Before the Live Read began, Reitman made an announcement that someone very special was in the packed 600-seat Bing Theatre. It was none other than the original screenwriter of “The Graduate,” Buck Henry. When he stood to say hello, the entire theater gave him a standing ovation.

But there were more surprises in store.

Unlike previous Live Reads, such as “Pulp Fiction” and “Groundhog Day,” Reitman hadn’t announced all of the event’s participants, so it remained a mystery who would be playing the iconic roles of Benjamin Braddock and Mrs. Robinson. Reitman called the readers one by one to take their seats/roles.

Jay Baruchel read the lead character Benjamin Braddock, Mae Whitman took on the role of Elaine Robinson, and the biggest surprise was Sharon Stone as Mrs. Robinson.

Baruchel played an awkward Benjamin while Stone oozed sexual tension while remaining very cold. When it came time for Mrs. Robinson’s and Benjamin’s first tryst at the Taft Hotel, Baruchel took the reading one step further and planted a kiss on Stone.

The audience erupted.

“I’ll get undressed now. Is that all right?” Stone asks coldly.
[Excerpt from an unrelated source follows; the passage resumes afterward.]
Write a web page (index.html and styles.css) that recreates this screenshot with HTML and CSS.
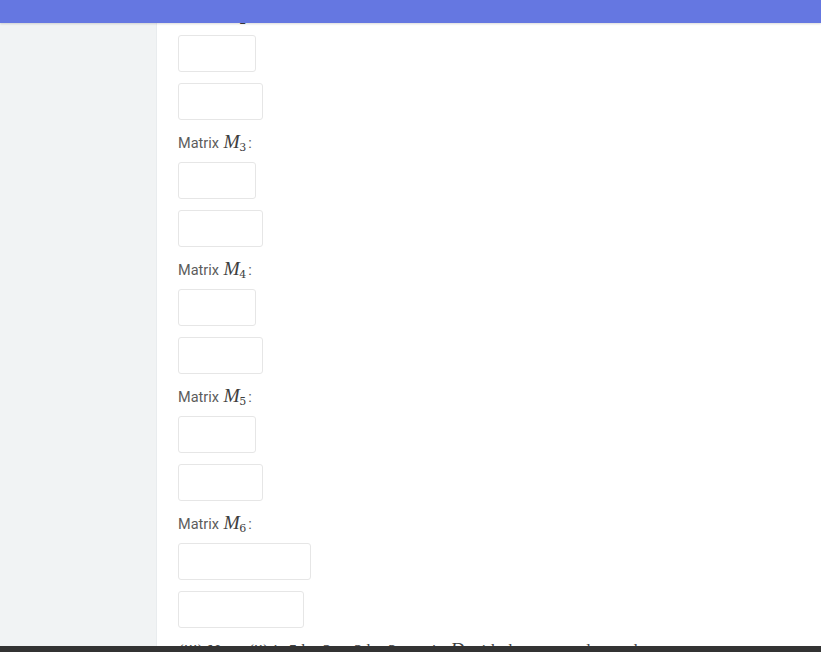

“Sure. Shall I, I mean, shall I just stand here? I mean, I don’t know what you want me to do,” Baruchel gulped with a combination of fear and awkwardness.

“Why don’t you watch?” Stone replied.

At the end of the reading when it came time for Benjamin to go after Elaine, Baruchel spared no emotion when it came time to bang on the imaginary window in the imaginary church. “ELAINE!!!!” Baruchel stood up and screamed as if he were really Hoffman in that famous scene.

Whitman responded with the same enthusiasm, also screaming at the top of her lungs.

Of course, the Live Read started and ended with Simon and Garfunkel’s “Mrs. Robinson.”